"...We wish to know if you, Venerable Brethren, with your learning and prudence consider that the bodily Assumption of the Immaculate Blessed Virgin can be proposed and defined as a dogma of faith...;_Deiparae Virginis Mariae.
1946. Pope Pius sends a letter to the bishops of the world concerning the Assumption of Mary.
In order to respond to the Pope, the bishops needed to determine the source of the belief in the Assumption of Mary. Was it just a legend, believed by a few Catholics? Or was it a part of the deposit of faith, revelation handed down from the apostles? The Church could only define it as dogma if it were the latter. SO where do the bishops search for the answer? Scripture and Tradition. Of course, Scripture had no teaching of Mary's death, burial, resurrection, or Assumption. So on to Tradition they went. And that's where they found their doctrine on the Assumption of Mary. With supporting Scripture that is NOT explicit, but IMPLICIT. And can only be understood by those who contemplate and study and ponder these things in their hearts. The faithful and their "supernatural appreciation of the faith" . the sensus fidelium, the concensus of faith. It is an "...instinctive sensitivity and discrimination which the members of the Church possess in matters of faith. In that which the faithful hold in common to be the true Catholic faith, they are infallible and "cannot err in matters of belief."
GAG GAG GAG.
Good for you for spotting the Deipara encyclical though.
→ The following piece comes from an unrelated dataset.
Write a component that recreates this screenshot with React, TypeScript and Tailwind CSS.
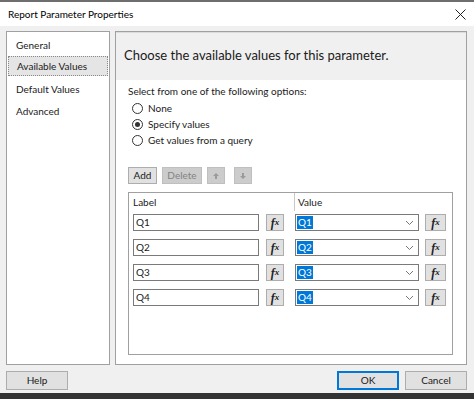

Here's KIND of an example: Do you consider Euclid's 1:47, the proof of the Pythagorean Theorem, to be an invention or a discovery? I'd go with discovery. I think the proof is implicit in the very notions of line, plane, angle, parallelism, and so forth.
I think the doctrine of the Trinity is implicit in Scripture and the Christological definitions of Ephesus and Chalcedon are the same, as is the theological (as opposed to disciplinary) decision of the Council of Jerusalem.
BUT the nature of Scripture and of argument from Scripture is that sooner or later an umpire is needed.
I do not think Euclid's proof is an evolution, I think it is a development, what I am calling an "unfolding."
A lot of decisions are fundamentally Christological. You could say Nicea and Constantinople were about HOW we can say Jesus is truly God and make sense of it in the context of monotheism?
Even Jerusalem can be seen as exploring what it means to say the Jesus is THE Anointed: Are the prophecies about Gentiles clutching the robe of a Jew fulfilled in Him?
So the Marian dogmata are clearly about Mary, but -- despite what you read and hear -- Mary is about Jesus, and the dogmata are, as I dare coarsely to put it, what happens when you give yourself, your body, your life completely to Jesus and as a result conceive Him and are in the most ineffably intimate contact with Him, having already (by the grace of God) given yourself utterly to Him.
And the short answer is: wonders almost beyond imagining, and certainly beyond comprehension or expectation.
Somebody might think that was an invention or a new revelation. I think it's not so very off the wall to present it as an unfolding, a discovery of something implicit in information we already had.